On ne terminera pas ce résumé lacunaire sans mentionner les prouesses répétées des adeptes des classes métriques, 5,5 m JI, 6 m JI, 8 m JI. Au fil des ans, ces propriétaires passionnés, accompagnés d’équipages généralement bénévoles, transhument à travers l’Europe, remorquant leur précieuse cargaison avant de faire l’étalage du savoir-faire suisse à Cowes, Helsinki ou Porto Cervo, avec de nombreux titres de champion d’Europe ou du monde à la clé.

St. Moritz Match Race a conquis le cœur des meilleurs régatiers mondiaux, ravis de naviguer à 2’000 mètres d’altitude sur des eaux cristallines.
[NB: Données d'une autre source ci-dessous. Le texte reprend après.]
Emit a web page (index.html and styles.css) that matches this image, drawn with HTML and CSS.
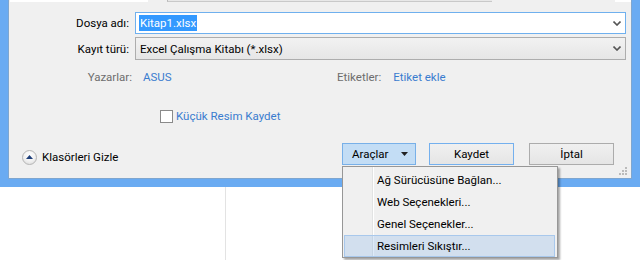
FILE: index.html
```html
<!DOCTYPE html>
<html lang="tr">
<head>
<meta charset="utf-8">
<title>Farklı Kaydet</title>
<link rel="stylesheet" href="styles.css">
</head>
<body>
<div class="screen">
  <div class="dialog">
    <div class="panel">
      <div class="cut">
        <span class="cut-white"></span>
        <span class="cut-tab"></span>
        <span class="cut-end"></span>
      </div>
      <div class="fields">
        <div class="lbl">Dosya adı:</div>
        <div class="input">
          <span class="sel">Kitap1.xlsx</span>
          <svg class="chev" width="8" height="5" viewBox="0 0 8 5"><path d="M0.5 0.5 L4 4 L7.5 0.5" fill="none" stroke="#555" stroke-width="1.6"/></svg>
        </div>
        <div class="lbl">Kayıt türü:</div>
        <div class="combo">
          <span>Excel Çalışma Kitabı (*.xlsx)</span>
          <svg class="chev" width="8" height="5" viewBox="0 0 8 5"><path d="M0.5 0.5 L4 4 L7.5 0.5" fill="none" stroke="#555" stroke-width="1.6"/></svg>
        </div>
      </div>
      <div class="meta">
        <span class="mlbl mlbl-first">Yazarlar:</span>
        <span class="link author">ASUS</span>
        <span class="mlbl">Etiketler:</span>
        <span class="link tags">Etiket ekle</span>
      </div>
      <div class="thumb">
        <span class="box"></span>
        <span class="link">Küçük Resim Kaydet</span>
      </div>
      <div class="footer">
        <div class="toggle">
          <span class="circ"><svg width="7" height="4" viewBox="0 0 7 4"><path d="M0 4 L3.5 0 L7 4 Z" fill="#1f3f7a"/></svg></span>
          <span>Klasörleri Gizle</span>
        </div>
        <div class="btn tools"><span>Araçlar</span><svg width="7" height="4" viewBox="0 0 7 4"><path d="M0 0 L7 0 L3.5 4 Z" fill="#222"/></svg></div>
        <div class="btn default">Kaydet</div>
        <div class="btn cancel">İptal</div>
      </div>
      <svg class="grip" width="8" height="8" viewBox="0 0 8 8">
        <rect x="6" y="0" width="2" height="2" fill="#bbb"/>
        <rect x="3" y="3" width="2" height="2" fill="#bbb"/>
        <rect x="6" y="3" width="2" height="2" fill="#bbb"/>
        <rect x="0" y="6" width="2" height="2" fill="#bbb"/>
        <rect x="3" y="6" width="2" height="2" fill="#bbb"/>
        <rect x="6" y="6" width="2" height="2" fill="#bbb"/>
      </svg>
    </div>
  </div>
  <div class="behind">
    <div class="pane-left"></div>
    <div class="pane-right"></div>
  </div>
  <div class="menu">
    <div class="item">Ağ Sürücüsüne Bağlan...</div>
    <div class="item">Web Seçenekleri...</div>
    <div class="item">Genel Seçenekler...</div>
    <div class="item hot">Resimleri Sıkıştır...</div>
  </div>
</div>
</body>
</html>
```

FILE: styles.css
```css
* { box-sizing: border-box; }
html, body { margin: 0; padding: 0; background: #fff; }
body {
  font-family: Roboto, "Noto Sans", sans-serif;
  font-size: 11.5px;
  color: #000;
}
.screen {
  position: relative;
  width: 640px;
  height: 260px;
  overflow: hidden;
  background: #fff;
}
.dialog {
  height: 187px;
  border-left: 8px solid #6aabf2;
  border-right: 8px solid #6aabf2;
  border-bottom: 8px solid #6aabf2;
}
.panel {
  position: relative;
  height: 179px;
  background: #f0f0f0;
  border-left: 1px solid #7fa6cf;
  border-right: 1px solid #7fa6cf;
  border-bottom: 1px solid #7fa6cf;
}
.cut {
  display: flex;
  height: 2px;
}
.cut-white { width: 138px; margin-left: 1px; background: #fff; }
.cut-tab {
  width: 325px;
  margin-left: 19px;
  background: #e8e8e8;
  border-left: 1px solid #b9b9b9;
  border-bottom: 1px solid #c9c9c9;
}
.cut-end { width: 16px; margin-left: auto; background: #fff; }

.fields {
  display: grid;
  grid-template-columns: 120px 491px;
  column-gap: 6px;
  row-gap: 3px;
  margin-top: 10px;
}
.lbl {
  text-align: right;
  align-self: center;
  line-height: 16px;
}
.input, .combo {
  display: flex;
  align-items: center;
  justify-content: space-between;
  padding: 0 4px 0 3px;
}
.input {
  height: 22px;
  background: #fff;
  border: 1px solid #6fb0ee;
}
.sel {
  background: #3399ff;
  color: #fff;
  line-height: 16px;
  padding: 0 1px;
}
.combo {
  height: 23px;
  border: 1px solid #adadad;
  background: linear-gradient(#f2f2f2, #e6e6e6);
}
.combo span { padding-left: 1px; }
.chev { display: block; }

.meta {
  display: flex;
  margin-top: 8px;
  height: 18px;
  line-height: 18px;
}
.mlbl { color: #6d6d6d; }
.mlbl-first { width: 123px; text-align: right; }
.link { color: #3a7ccf; }
.author { margin-left: 11px; width: 194px; }
.tags { margin-left: 12px; }

.thumb {
  display: flex;
  align-items: center;
  margin-top: 21px;
  padding-left: 151px;
  height: 18px;
}
.box {
  width: 13px;
  height: 13px;
  border: 1px solid #8a8a8a;
  background: #fff;
  margin-right: 3px;
}

.footer {
  display: flex;
  align-items: flex-start;
  margin-top: 18px;
  padding: 0 17px 0 13px;
}
.toggle {
  display: flex;
  align-items: center;
  height: 18px;
  margin-top: 5px;
  line-height: 18px;
}
.circ {
  width: 15px;
  height: 15px;
  border-radius: 50%;
  border: 1px solid #b5b5b5;
  background: radial-gradient(circle at 50% 35%, #ffffff 0%, #f2f2f2 50%, #d6d6d6 100%);
  display: flex;
  align-items: center;
  justify-content: center;
  margin-right: 5px;
}
.circ svg { display: block; margin-top: -1px; }
.btn {
  height: 22px;
  line-height: 20px;
  width: 85px;
  text-align: center;
  border: 1px solid #acacac;
  background: linear-gradient(#f0f0f0, #e5e5e5);
}
.tools {
  width: 74px;
  margin-left: auto;
  display: flex;
  align-items: center;
  justify-content: space-between;
  padding: 0 7px 0 9px;
  background: #c3ddf5;
  border-color: #78b0e8;
}
.tools svg { display: block; }
.default {
  margin-left: 13px;
  border-color: #74b0ee;
}
.cancel { margin-left: 15px; }
.grip {
  position: absolute;
  right: 4px;
  bottom: 3px;
}

.behind {
  display: flex;
  height: 73px;
}
.pane-left { width: 226px; border-right: 1px solid #e3e3e3; }
.pane-right { flex: 1; }

.menu {
  position: absolute;
  left: 342px;
  top: 166px;
  width: 216px;
  height: 92px;
  padding: 2px 2px 2px 1px;
  border: 1px solid #979797;
  background:
    linear-gradient(to right, transparent 29px, #e2e3e3 29px, #e2e3e3 30px, #ffffff 30px, #ffffff 31px, transparent 31px),
    #f0f0f0;
  box-shadow: 2px 2px 2px rgba(0, 0, 0, 0.35);
}
.item {
  height: 22px;
  line-height: 20px;
  padding-left: 32px;
  border: 1px solid transparent;
}
.item.hot {
  background: rgba(120, 170, 230, 0.25);
  border-color: #a8c8ec;
}
```
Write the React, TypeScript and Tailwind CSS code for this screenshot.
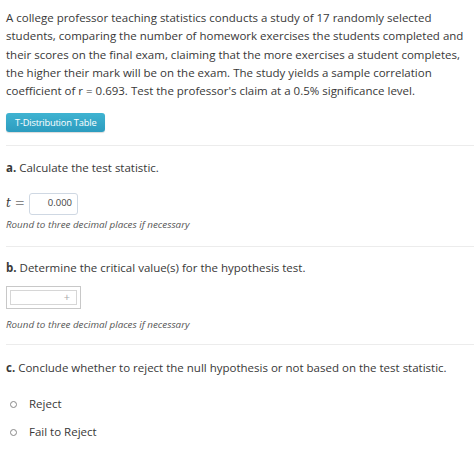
import { useState } from 'react';

export default function App() {
  const [choice, setChoice] = useState<string | null>(null);

  return (
    <div className="w-[474px] h-[467px] bg-white text-[#383838] font-['Open_Sans',sans-serif] text-[11.5px] leading-[18.25px] pl-[6px] pt-[9px] overflow-hidden">
      {/* Enunciado */}
      <p className="pr-1">
        A college professor teaching statistics conducts a study of 17 randomly selected students, comparing the
        number of homework exercises the students completed and their scores on the final exam, claiming that the more
        exercises a student completes, the higher their mark will be on the exam. The study yields a sample
        correlation coefficient of r = 0.693. Test the professor's claim at a 0.5% significance level.
      </p>

      <button className="mt-[13px] h-[19px] px-[9px] rounded-[3px] bg-gradient-to-b from-[#3fb3d1] to-[#2c9cbf] text-white text-[9.3px] leading-[19px] tracking-[-0.2px] shadow-[0_1px_1px_rgba(0,0,0,0.15)]">
        T-Distribution Table
      </button>

      <div className="mt-[13px] border-t border-[#ececec]" />

      {/* Parte a */}
      <div className="mt-[13px]">
        <span className="font-bold">a.</span> Calculate the test statistic.
      </div>
      <div className="mt-[15px] flex items-center h-[22px]">
        <span className="font-['DejaVu_Serif',serif] italic text-[12px] w-[23px]">
          t <span className="not-italic text-[#888]">=</span>
        </span>
        <div className="w-[49px] h-[22px] border border-[#cfd8e3] rounded-[3px] text-[9.5px] text-[#444] flex items-center justify-end pr-[5px]">
          0.000
        </div>
      </div>
      <div className="mt-[3px] italic text-[9.8px] leading-[14px] text-[#555]">Round to three decimal places if necessary</div>

      <div className="mt-[14px] border-t border-[#ececec]" />

      {/* Parte b */}
      <div className="mt-[12px]">
        <span className="font-bold">b.</span> Determine the critical value(s) for the hypothesis test.
      </div>
      <div className="mt-[9px] w-[75px] h-[23px] border border-[#c8c8c8] p-[3px]">
        <div className="h-full border border-[#d6d6d6] flex items-center justify-end pr-[6px] text-[#aaa] text-[11px]">+</div>
      </div>
      <div className="mt-[9px] italic text-[9.8px] leading-[14px] text-[#555]">Round to three decimal places if necessary</div>

      <div className="mt-[12px] border-t border-[#ececec]" />

      {/* Parte c */}
      <div className="mt-[14px]">
        <span className="font-bold">c.</span> Conclude whether to reject the null hypothesis or not based on the test statistic.
      </div>
      <div className="mt-[18px] flex flex-col gap-[10px]">
        {['Reject', 'Fail to Reject'].map((opt) => (
          <label key={opt} className="flex items-center h-[18px] cursor-pointer" onClick={() => setChoice(opt)}>
            <span className="ml-[4px] w-[7px] h-[7px] rounded-full border border-[#888] flex items-center justify-center">
              {choice === opt && <span className="w-[3px] h-[3px] rounded-full bg-[#555]" />}
            </span>
            <span className="ml-[12px]">{opt}</span>
          </label>
        ))}
      </div>
    </div>
  );
}
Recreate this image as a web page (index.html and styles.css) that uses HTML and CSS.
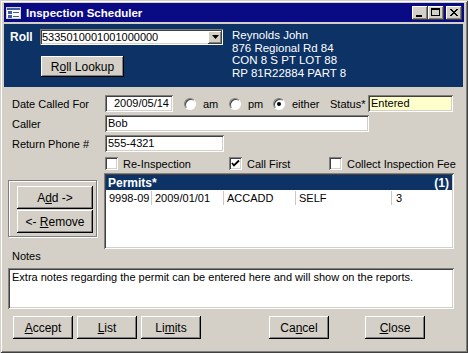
FILE: index.html
```html
<html>

<head>
  <title>Inspection Scheduler</title>
  <link rel="stylesheet" href="styles.css">
</head>

<body>
  <div class="win">
    <div class="titlebar">
      <svg class="appicon" width="15" height="12" viewBox="0 0 15 12">
        <rect x="0.5" y="0.5" width="14" height="11" fill="#fff" stroke="#d4d0c8"/>
        <rect x="1" y="1" width="13" height="2" fill="#3a5ea8"/>
        <rect x="2" y="4" width="4" height="3" fill="#3a5ea8"/>
        <rect x="7" y="5" width="6" height="1" fill="#3a5ea8"/>
        <rect x="2" y="8" width="4" height="3" fill="#3a5ea8"/>
        <rect x="7" y="9" width="6" height="1" fill="#3a5ea8"/>
      </svg>
      <span class="title">Inspection Scheduler</span>
      <div class="ctrls">
        <span class="cbtn"><svg width="16" height="14"><rect x="4" y="9" width="6" height="2" fill="#000"/></svg></span>
        <span class="cbtn"><svg width="16" height="14"><rect x="3.5" y="2.5" width="8" height="7" fill="none" stroke="#000"/><rect x="3" y="2" width="9" height="2" fill="#000"/></svg></span>
        <span class="cbtn close"><svg width="16" height="14"><path d="M4 3 L11 10 M5 3 L12 10 M11 3 L4 10 M12 3 L5 10" stroke="#000" stroke-width="1"/></svg></span>
      </div>
    </div>

    <div class="client">
      <!-- roll header -->
      <div class="header">
        <div class="hleft">
          <div class="rollrow">
            <b class="roll-label">Roll</b>
            <div class="combo sunken">
              <span class="combo-text">5335010001001000000</span>
              <span class="drop raised"><svg width="7" height="4"><path d="M0 0 H7 L3.5 4 Z" fill="#000"/></svg></span>
            </div>
          </div>
          <button class="btn lookup">R<u>o</u>ll Lookup</button>
        </div>
        <div class="address">
          Reynolds John<br>
          876 Regional Rd 84<br>
          CON 8 S PT LOT 88<br>
          RP 81R22884 PART 8
        </div>
      </div>

      <div class="form">
        <div class="row">
          <span class="lbl">Date Called For</span>
          <div class="field sunken date">2009/05/14</div>
          <span class="opt opt-am"><span class="radio"></span>am</span>
          <span class="opt opt-pm"><span class="radio"></span>pm</span>
          <span class="opt opt-either"><span class="radio on"></span>either</span>
          <span class="status-lbl">Status*</span>
          <div class="field sunken status">Entered</div>
        </div>
        <div class="row">
          <span class="lbl">Caller</span>
          <div class="field sunken caller">Bob</div>
        </div>
        <div class="row">
          <span class="lbl">Return Phone #</span>
          <div class="field sunken phone">555-4321</div>
        </div>
        <div class="row checks">
          <span class="chk chk-re"><span class="box sunken"></span>Re-Inspection</span>
          <span class="chk chk-call"><span class="box sunken"><svg width="9" height="9"><path d="M1 4 L3 6.5 L8 1.5" fill="none" stroke="#000" stroke-width="1.8"/></svg></span>Call First</span>
          <span class="chk"><span class="box sunken"></span>Collect Inspection Fee</span>
        </div>

        <div class="lower">
          <div class="group">
            <button class="btn addrem">A<u>d</u>d -&gt;</button>
            <button class="btn addrem">&lt;- <u>R</u>emove</button>
          </div>
          <div class="permits sunken">
            <div class="phead"><span>Permits*</span><span>(1)</span></div>
            <div class="prow">
              <span class="pc c1">9998-09</span>
              <span class="pc c2">2009/01/01</span>
              <span class="pc c3">ACCADD</span>
              <span class="pc c4">SELF</span>
              <span class="pc c5">3</span>
            </div>
          </div>
        </div>

        <div class="notes-lbl">Notes</div>
        <div class="notes sunken">Extra notes regarding the permit can be entered here and will show on the reports.</div>

        <div class="actions">
          <button class="btn act"><u>A</u>ccept</button>
          <button class="btn act"><u>L</u>ist</button>
          <button class="btn act">Li<u>m</u>its</button>
          <button class="btn act cancel">Ca<u>n</u>cel</button>
          <button class="btn act close-btn"><u>C</u>lose</button>
        </div>
      </div>
    </div>
  </div>
</body>

</html>
```

FILE: styles.css
```css
body {
  margin: 0;
  background: #d4d0c8;
  font-family: "Liberation Sans", Arial, sans-serif;
  font-size: 11px;
  color: #000;
}

.win {
  width: 468px;
  height: 353px;
  box-sizing: border-box;
  padding: 3px 4px 4px 4px;
  background: #d4d0c8;
  box-shadow: inset 1px 1px #d4d0c8, inset -1px -1px #404040, inset 2px 2px #fff, inset -2px -2px #808080;
}

/* 3d borders */
.raised {
  background: #d4d0c8;
  box-shadow: inset -1px -1px #404040, inset 1px 1px #fff, inset -2px -2px #808080, inset 2px 2px #d4d0c8;
}

.sunken {
  background: #fff;
  box-shadow: inset 1px 1px #808080, inset -1px -1px #fff, inset 2px 2px #404040, inset -2px -2px #d4d0c8;
}

/* title */
.titlebar {
  height: 19px;
  background: #0a0a84;
  display: flex;
  align-items: center;
  color: #fff;
}

.appicon {
  margin-left: 2px;
  margin-right: 5px;
}

.title {
  font-weight: bold;
  font-size: 11.5px;
  flex: 1;
}

.ctrls {
  display: flex;
  margin-right: 2px;
}

.cbtn {
  width: 16px;
  height: 14px;
  background: #d4d0c8;
  box-shadow: inset -1px -1px #404040, inset 1px 1px #fff, inset -2px -2px #808080, inset 2px 2px #d4d0c8;
}

.cbtn svg {
  display: block;
}

.cbtn.close {
  margin-left: 2px;
}

.client {
  margin-top: 2px;
}

/* header */
.header {
  height: 63px;
  width: 459px;
  background: #0c3266;
  color: #fff;
  display: flex;
}

.hleft {
  padding: 5px 0 0 6px;
  width: 213px;
}

.rollrow {
  display: flex;
  align-items: center;
}

.roll-label {
  width: 30px;
  font-size: 12px;
}

.combo {
  width: 183px;
  height: 16px;
  display: flex;
  align-items: center;
  color: #000;
}

.combo-text {
  padding-left: 2px;
  flex: 1;
}

.drop {
  width: 14px;
  height: 13px;
  margin-right: 1px;
  display: flex;
  align-items: center;
  justify-content: center;
}

.address {
  padding: 5px 0 0 9px;
  line-height: 12.7px;
  font-size: 11.5px;
}

.btn {
  font-family: "Liberation Sans", Arial, sans-serif;
  font-size: 11px;
  color: #000;
  border: none;
  padding: 0;
  background: #d4d0c8;
  box-shadow: inset -1px -1px #000, inset 1px 1px #fff, inset -2px -2px #808080, inset 2px 2px #d4d0c8;
}

.lookup {
  display: block;
  width: 83px;
  height: 21px;
  margin: 11px 0 0 31px;
  font-size: 12px;
}

/* form */
.form {
  padding: 8px 0 0 4px;
}

.row {
  display: flex;
  align-items: center;
  height: 17px;
  margin-bottom: 3px;
}

.lbl {
  width: 93px;
  padding-left: 4px;
}

.field {
  height: 17px;
  box-sizing: border-box;
  padding: 2px 3px 0 3px;
  line-height: 13px;
}

.date {
  width: 68px;
  text-align: right;
  padding-right: 4px;
}

.opt {
  display: flex;
  align-items: center;
}

.opt-am {
  margin-left: 11px;
  width: 45px;
}

.opt-pm {
  width: 44px;
}

.opt-either {
  width: 57px;
}

.radio {
  width: 12px;
  height: 12px;
  box-sizing: border-box;
  border-radius: 50%;
  background: #fff;
  border: 1px solid;
  border-color: #808080 #fff #fff #808080;
  box-shadow: inset 1px 1px #404040;
  margin-right: 7px;
  display: flex;
  align-items: center;
  justify-content: center;
}

.radio.on::after {
  content: "";
  width: 4px;
  height: 4px;
  border-radius: 50%;
  background: #000;
}

.status-lbl {
  width: 38px;
}

.status {
  width: 85px;
  background: #ffffcc;
}

.caller {
  width: 264px;
}

.phone {
  width: 119px;
}

.checks {
  margin-top: 5px;
  height: 13px;
  padding-left: 97px;
}

.chk {
  display: flex;
  align-items: center;
}

.chk-re {
  width: 124px;
}

.chk-call {
  width: 100px;
}

.box {
  width: 13px;
  height: 13px;
  margin-right: 5px;
  display: flex;
  align-items: center;
  justify-content: center;
}

/* lower part */
.lower {
  display: flex;
  margin-top: 3px;
}

.group {
  width: 89px;
  height: 57px;
  box-sizing: border-box;
  margin-top: 7px;
  padding: 5px 0 0 8px;
  border: 1px solid #808080;
  box-shadow: inset 1px 1px #fff, 1px 1px #fff;
}

.addrem {
  display: block;
  width: 76px;
  height: 23px;
  margin-bottom: 1px;
  font-size: 12px;
}

.permits {
  margin-left: 7px;
  width: 350px;
  height: 76px;
  box-sizing: border-box;
  padding: 2px;
}

.phead {
  height: 15px;
  background: #0c3266;
  color: #fff;
  font-weight: bold;
  font-size: 12px;
  display: flex;
  justify-content: space-between;
  align-items: center;
  padding: 0 3px 0 2px;
}

.prow {
  display: flex;
  height: 15px;
  align-items: center;
  font-size: 11px;
  white-space: nowrap;
}

.pc {
  box-sizing: border-box;
  padding-left: 3px;
  height: 14px;
  line-height: 14px;
  border-right: 1px solid #c8c8c8;
  overflow: hidden;
}

.c1 { width: 46px; }
.c2 { width: 72px; }
.c3 { width: 72px; }
.c4 { width: 96px; }
.c5 { border-right: none; padding-left: 4px; }

.notes-lbl {
  margin-top: 1px;
  padding-left: 4px;
  line-height: 13px;
}

.notes {
  margin-top: 5px;
  width: 446px;
  height: 41px;
  box-sizing: border-box;
  padding: 3px 4px;
}

.actions {
  display: flex;
  margin-top: 7px;
  padding-left: 5px;
}

.act {
  width: 60px;
  height: 23px;
  margin-right: 4px;
  font-size: 12px;
}

.cancel {
  margin-left: 64px;
}

.close-btn {
  margin-left: 32px;
}
```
Organisé jusqu’en 2013 par Chris- tian Scherrer, l’événement n’a pas survécu au déclin du match racing en tant que discipline sportive.

Montons encore en gamme et en budget pour découvrir d’autres pavillons suisses au cœur des flottes de Maxi-Yachts ou de Wally; une classe dirigée elle aussi par un Suisse, le Genevois Benoît de Froidmont.

Ne manque plus qu’une conclusion en grande pompe à ce sujet quelque peu nombriliste. Le voilier de demain, le multicoque le plus avancé technologiquement, perché sur ses foils, naviguant à une vitesse folle en toute stabilité, bien que barré par un amateur – le propriétaire «owner-driver» est né il y a un an sur les rives du Léman et a poursuivi son développement tout au long de la saison. Ses propriétaires – une ligue à part – sont déterminés à mener sa mise au point jusqu’à atteindre une forme de perfection : vitesse, stabilité de vol, sécurité…

Bienvenue au nouveau TF35, appelé à faire du bruit dans le monde entier et à compléter l’image de marque high-tech de la Suisse.